[Records with interface code]
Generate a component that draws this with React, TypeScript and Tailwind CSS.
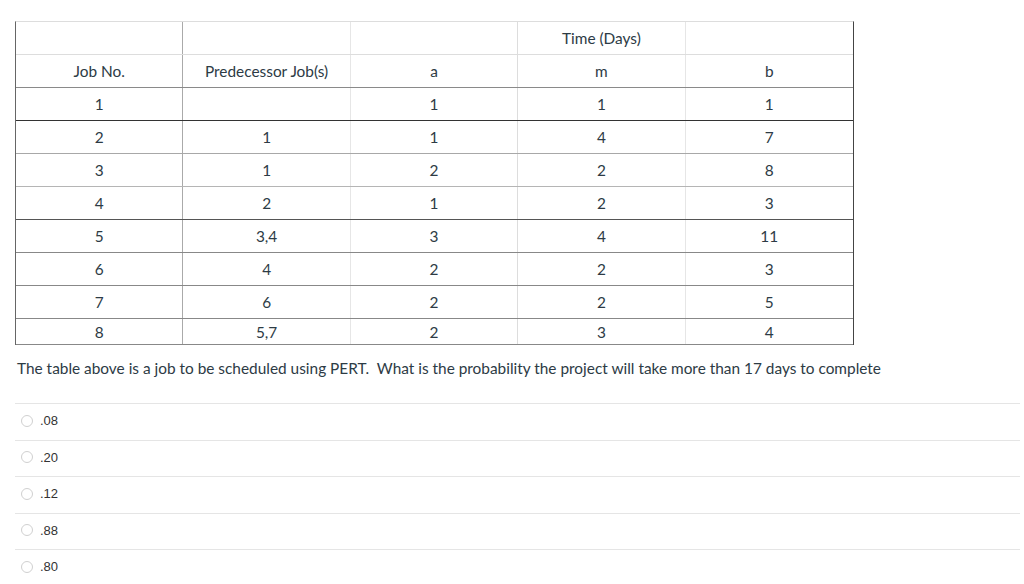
import React from "react";

const rows: { cells: string[]; border: string }[] = [
  { cells: ["", "", "", "Time (Days)", ""], border: "border-b-[#dddddd]" },
  { cells: ["Job No.", "Predecessor Job(s)", "a", "m", "b"], border: "border-b-[#8a8a8a]" },
  { cells: ["1", "", "1", "1", "1"], border: "border-b-[#333333]" },
  { cells: ["2", "1", "1", "4", "7"], border: "border-b-[#a8a8a8]" },
  { cells: ["3", "1", "2", "2", "8"], border: "border-b-[#b5b5b5]" },
  { cells: ["4", "2", "1", "2", "3"], border: "border-b-[#555555]" },
  { cells: ["5", "3,4", "3", "4", "11"], border: "border-b-[#888888]" },
  { cells: ["6", "4", "2", "2", "3"], border: "border-b-[#888888]" },
  { cells: ["7", "6", "2", "2", "5"], border: "border-b-[#888888]" },
  { cells: ["8", "5,7", "2", "3", "4"], border: "border-b-[#888888]" },
];

const colBorders = [
  "border-r border-r-[#aaaaaa]",
  "border-r border-r-[#e6e6e6]",
  "border-r border-r-[#dddddd]",
  "border-r border-r-[#e6e6e6]",
  "",
];

const options = [".08", ".20", ".12", ".88", ".80"];

export default function App() {
  return (
    <div
      className="w-[1024px] h-[584px] bg-white text-[#2d3b45] overflow-hidden"
      style={{ fontFamily: "Lato, 'Open Sans', sans-serif" }}
    >
      <div className="pl-[15px] pt-[21px]">
        <div className="w-[839px] border-l border-l-[#666666] border-r border-r-[#444444] border-t border-t-[#dddddd]">
          {rows.map((r, i) => (
            <div
              key={i}
              className={`grid grid-cols-5 border-b ${r.border} ${i === rows.length - 1 ? "h-[26px]" : "h-[33px]"}`}
            >
              {r.cells.map((c, j) => (
                <div
                  key={j}
                  className={`flex items-center justify-center pt-[2px] text-[15.4px] leading-none ${colBorders[j]}`}
                >
                  {c}
                </div>
              ))}
            </div>
          ))}
        </div>
      </div>
      <p className="pl-[17px] mt-[13px] text-[15.4px] leading-[20px] text-[#2d3b45]">
        The table above is a job to be scheduled using PERT.&nbsp; What is the probability the project will take more than 17 days to complete
      </p>
      <div className="ml-[15px] mr-[4px] mt-[25px]" style={{ fontFamily: "'Liberation Sans', Arial, sans-serif" }}>
        {options.map((o) => (
          <div key={o} className="h-[36.5px] border-t border-t-[#e5e5e5] flex items-center gap-[7px] pl-[6px] pb-[2px]">
            <span className="w-[12px] h-[12px] rounded-full border border-[#d0d0d0] bg-white inline-block" />
            <span className="text-[13px] text-[#333333]">{o}</span>
          </div>
        ))}
      </div>
    </div>
  );
}
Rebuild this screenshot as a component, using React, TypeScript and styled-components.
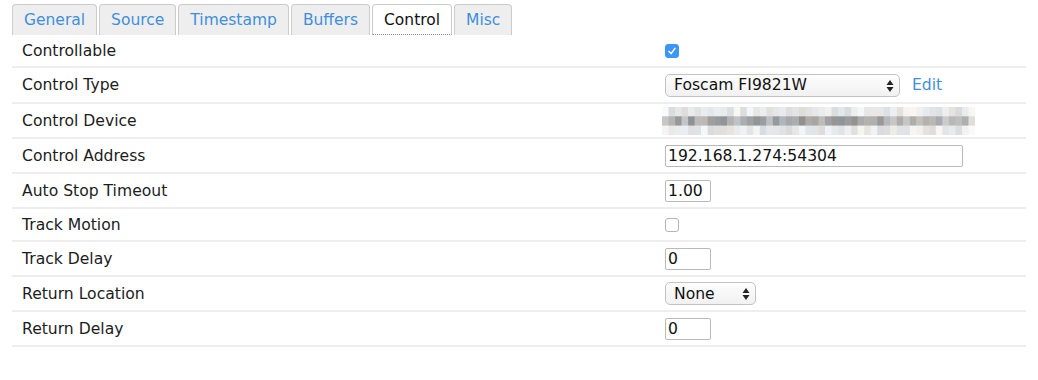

Request:
In the entries above, find each line with the word "TypeScript" and copy it.

Exercise solution:
Generate a component that draws this with React, TypeScript and Tailwind CSS.
Rebuild this screenshot as a component, using React, TypeScript and styled-components.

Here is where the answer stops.